Wednesday, April 30, 2014
Appeals Court Says Bank Not Liable for Claim Against Predecessor
C.A. Says Trial Court Lacked Jurisdiction Where Administrative Claim Was Untimely
By KENNETH OFGANG, Staff Writer
A financial institution that acquired the assets and liabilities of a failed bank out of receivership cannot be held liable on claims not submitted to the receiver in a timely manner, the Court of Appeal for this district ruled yesterday.
Div. Eight yesterday sided with JP Morgan Chase Bank, which prevailed in an arbitration with Gregory Saffer, a former employee of Washington Mutual Bank. The arbitrator had agreed with Chase that Saffer’s claims were barred because he did not submit them to the Federal Deposit Insurance Corporation, as receiver for WaMu, within the required time.
The Court of Appeal held that neither the arbitrator, nor any court, had subject-matter jurisdiction, due to the untimeliness of the claim. It ordered that judgment confirming the arbitration award be vacated and the action dismissed.
Saffer, a mortgage loan consultant, worked for WaMu from May 2007 to January 2008. The FDIC took control of the bank in September 2008 and sold certain of its assets and liabilities to Chase.
The FDIC published notices that WaMu creditors had to submit their claims in writing to the agency by Dec. 30, 2008, the “bar date” under the Financial Institutions Reform, Recovery and Enforcement Act of 1989. Saffer filed suit in June 2009, claiming wrongful termination in violation of public policy; breach of express and implied-in-fact contracts not to terminate employment without good cause; breach of the implied covenant of good faith and fair dealing; failure to pay wages in violation of the Labor Code and Industrial Welfare Commission Work Orders; false representations and fraudulent inducement; and negligent hiring, retention, and supervision.
He claimed he was fired for refusing to engage in fraudulent practices aimed at customers.
Chase moved to compel arbitration, based on Saffer’s employment agreement, and its petition was granted in 2010. The arbitrator rejected Saffer’s contention that his claim with the FDIC, filed in 2012, was timely because he had not received notice of the bar date.
Presiding Justice Tricia Bigelow, on appeal from the trial judge’s order confirming the arbitration award, said the proper remedy was to dismiss.
She distinguished cases holding that courts are not deprived of subject-matter jurisdiction due to a failure to exhaust administrative remedies.

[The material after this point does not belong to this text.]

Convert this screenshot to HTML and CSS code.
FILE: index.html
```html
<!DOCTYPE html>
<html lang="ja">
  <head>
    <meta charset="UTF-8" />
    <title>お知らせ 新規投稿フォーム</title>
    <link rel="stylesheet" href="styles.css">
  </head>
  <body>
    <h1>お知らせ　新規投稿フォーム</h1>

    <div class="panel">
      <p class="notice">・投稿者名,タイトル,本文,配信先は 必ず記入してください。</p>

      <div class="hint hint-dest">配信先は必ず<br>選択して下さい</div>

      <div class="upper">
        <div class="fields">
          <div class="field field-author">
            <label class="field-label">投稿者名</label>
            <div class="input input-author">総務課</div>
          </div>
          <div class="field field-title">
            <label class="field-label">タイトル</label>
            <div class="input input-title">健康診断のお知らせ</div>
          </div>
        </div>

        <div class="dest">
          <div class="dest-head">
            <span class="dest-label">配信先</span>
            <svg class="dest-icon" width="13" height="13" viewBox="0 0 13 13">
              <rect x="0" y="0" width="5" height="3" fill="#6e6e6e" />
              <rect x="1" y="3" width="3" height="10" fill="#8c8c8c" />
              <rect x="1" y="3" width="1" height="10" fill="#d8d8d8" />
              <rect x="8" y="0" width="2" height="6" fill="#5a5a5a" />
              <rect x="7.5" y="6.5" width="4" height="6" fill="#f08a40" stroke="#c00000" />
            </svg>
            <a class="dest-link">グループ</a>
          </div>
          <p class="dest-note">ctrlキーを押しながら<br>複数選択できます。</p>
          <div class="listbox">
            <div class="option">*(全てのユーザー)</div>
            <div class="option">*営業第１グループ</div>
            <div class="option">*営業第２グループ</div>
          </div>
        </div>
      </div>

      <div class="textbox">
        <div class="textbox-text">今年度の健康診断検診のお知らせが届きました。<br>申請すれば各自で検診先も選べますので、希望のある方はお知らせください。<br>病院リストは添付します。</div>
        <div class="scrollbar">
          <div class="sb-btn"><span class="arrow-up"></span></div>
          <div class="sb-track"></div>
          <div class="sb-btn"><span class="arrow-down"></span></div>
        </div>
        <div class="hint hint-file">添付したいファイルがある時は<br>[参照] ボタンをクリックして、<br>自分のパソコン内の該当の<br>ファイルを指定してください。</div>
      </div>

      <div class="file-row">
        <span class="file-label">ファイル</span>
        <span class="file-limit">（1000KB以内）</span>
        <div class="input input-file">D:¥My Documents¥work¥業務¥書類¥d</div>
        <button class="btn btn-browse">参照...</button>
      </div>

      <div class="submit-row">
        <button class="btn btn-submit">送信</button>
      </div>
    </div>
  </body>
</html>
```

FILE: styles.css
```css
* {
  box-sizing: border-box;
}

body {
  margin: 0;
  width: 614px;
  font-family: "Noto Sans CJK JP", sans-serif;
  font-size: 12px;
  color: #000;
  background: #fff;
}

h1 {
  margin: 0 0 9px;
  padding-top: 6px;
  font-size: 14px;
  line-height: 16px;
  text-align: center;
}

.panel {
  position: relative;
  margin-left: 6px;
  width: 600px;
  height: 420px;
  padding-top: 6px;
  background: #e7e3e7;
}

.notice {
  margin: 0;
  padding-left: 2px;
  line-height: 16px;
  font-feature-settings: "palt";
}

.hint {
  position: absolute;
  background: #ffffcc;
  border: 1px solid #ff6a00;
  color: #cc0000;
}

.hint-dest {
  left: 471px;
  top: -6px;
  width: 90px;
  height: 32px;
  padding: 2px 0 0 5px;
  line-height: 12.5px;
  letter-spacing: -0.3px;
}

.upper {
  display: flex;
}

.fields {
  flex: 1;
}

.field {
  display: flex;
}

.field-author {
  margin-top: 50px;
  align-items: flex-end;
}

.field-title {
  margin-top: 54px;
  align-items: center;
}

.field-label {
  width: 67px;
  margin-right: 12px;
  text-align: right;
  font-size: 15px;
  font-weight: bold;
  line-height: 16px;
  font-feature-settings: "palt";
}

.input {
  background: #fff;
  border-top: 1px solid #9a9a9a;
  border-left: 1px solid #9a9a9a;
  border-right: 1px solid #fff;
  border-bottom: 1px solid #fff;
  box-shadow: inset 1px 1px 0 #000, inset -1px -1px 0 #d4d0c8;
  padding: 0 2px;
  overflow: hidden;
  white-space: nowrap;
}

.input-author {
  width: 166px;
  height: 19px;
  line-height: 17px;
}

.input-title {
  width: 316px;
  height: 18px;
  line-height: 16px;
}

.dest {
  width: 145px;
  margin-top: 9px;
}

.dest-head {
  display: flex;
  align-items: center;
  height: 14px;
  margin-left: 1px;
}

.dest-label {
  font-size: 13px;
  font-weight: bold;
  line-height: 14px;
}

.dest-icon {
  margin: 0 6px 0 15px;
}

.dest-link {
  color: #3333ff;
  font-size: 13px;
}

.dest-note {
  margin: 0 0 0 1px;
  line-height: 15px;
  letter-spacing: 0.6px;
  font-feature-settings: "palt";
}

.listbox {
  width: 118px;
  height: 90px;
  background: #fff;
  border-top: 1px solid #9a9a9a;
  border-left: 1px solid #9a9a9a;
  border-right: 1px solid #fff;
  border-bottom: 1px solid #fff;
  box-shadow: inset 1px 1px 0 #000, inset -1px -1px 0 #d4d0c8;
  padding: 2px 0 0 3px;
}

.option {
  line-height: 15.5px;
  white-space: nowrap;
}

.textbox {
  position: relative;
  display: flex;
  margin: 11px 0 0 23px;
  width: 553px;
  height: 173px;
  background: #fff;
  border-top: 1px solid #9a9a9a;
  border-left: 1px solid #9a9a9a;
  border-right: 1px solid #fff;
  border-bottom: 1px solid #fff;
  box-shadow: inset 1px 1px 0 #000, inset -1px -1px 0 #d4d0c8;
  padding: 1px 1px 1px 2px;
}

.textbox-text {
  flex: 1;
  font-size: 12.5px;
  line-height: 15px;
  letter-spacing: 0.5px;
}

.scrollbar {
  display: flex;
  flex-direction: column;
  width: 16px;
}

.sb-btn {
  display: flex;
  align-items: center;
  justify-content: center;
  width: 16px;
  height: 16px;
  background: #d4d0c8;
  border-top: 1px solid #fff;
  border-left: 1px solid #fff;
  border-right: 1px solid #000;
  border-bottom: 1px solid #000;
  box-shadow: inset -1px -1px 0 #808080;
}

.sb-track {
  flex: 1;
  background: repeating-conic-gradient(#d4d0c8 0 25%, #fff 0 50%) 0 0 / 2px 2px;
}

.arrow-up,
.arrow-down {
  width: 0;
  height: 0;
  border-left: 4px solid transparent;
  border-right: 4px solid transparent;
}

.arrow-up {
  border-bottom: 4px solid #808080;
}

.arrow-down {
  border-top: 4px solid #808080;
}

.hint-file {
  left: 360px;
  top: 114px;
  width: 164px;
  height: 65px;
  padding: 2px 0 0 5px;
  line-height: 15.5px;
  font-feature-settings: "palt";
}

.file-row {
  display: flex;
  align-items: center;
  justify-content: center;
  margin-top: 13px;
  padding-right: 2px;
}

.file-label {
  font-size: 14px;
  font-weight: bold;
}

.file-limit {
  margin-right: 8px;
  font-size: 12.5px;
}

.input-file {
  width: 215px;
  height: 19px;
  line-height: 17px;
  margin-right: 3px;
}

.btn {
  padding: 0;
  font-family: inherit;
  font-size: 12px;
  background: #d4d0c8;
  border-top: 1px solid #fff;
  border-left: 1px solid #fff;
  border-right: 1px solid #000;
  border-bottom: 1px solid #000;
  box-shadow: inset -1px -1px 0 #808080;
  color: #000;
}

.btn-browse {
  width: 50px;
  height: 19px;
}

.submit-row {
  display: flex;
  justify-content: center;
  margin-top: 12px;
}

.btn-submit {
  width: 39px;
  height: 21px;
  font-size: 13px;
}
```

“Unlike administrative remedies set forth in a contract between the parties, or a permissive statutory procedure, FIRREA’s exhaustion requirements are set forth by federal statute, they are mandatory, they do not allow for waiver by consent, and they explicitly state courts do not have jurisdiction to consider claims subject to exhaustion unless the claimant first follows the administrative procedures,” the presiding justice wrote.
She went on to say that the fact that Chase, and not the FDIC, was the defendant made no difference. A number of cases “have concluded FIRREA exhaustion requirements apply even when a claim is asserted against a successor bank, rather than the failed bank or the FDIC,” Bigelow wrote.

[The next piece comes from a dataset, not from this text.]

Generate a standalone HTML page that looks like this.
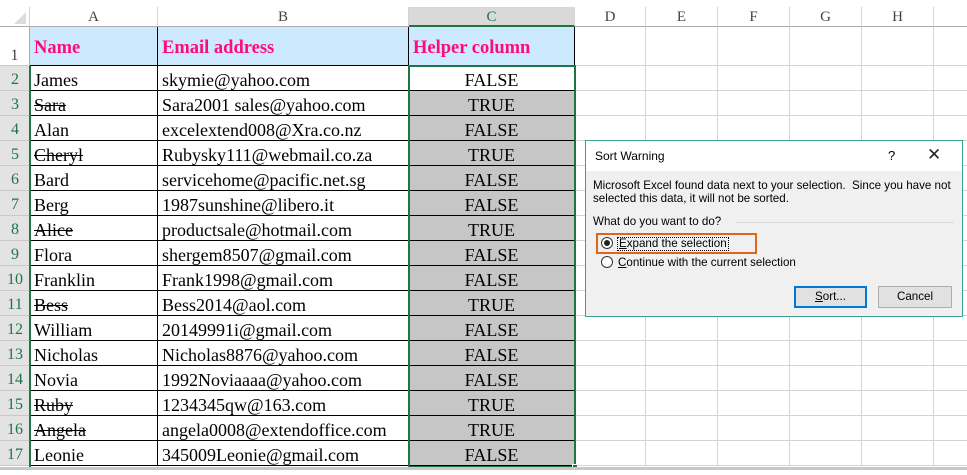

“Here, all of Saffer’s claims challenge the actions or omissions of the failed bank, WaMu. The complaint contains no allegations that involve actions taken by any party after the receivership or the sale of WaMu’s assets. Instead, Saffer seeks legal recourse for the conduct of WaMu and WaMu agents, before the FDIC was appointed receiver, and before JPMC purchased WaMu assets. There are no allegations based on JPMC’s own conduct, nor could there be given the time period relevant to Saffer’s claims. These are squarely the kinds of claims that must first be presented to the FDIC under [FIRREA].”
The case is Saffer v. JP Morgan Chase Bank, B246412.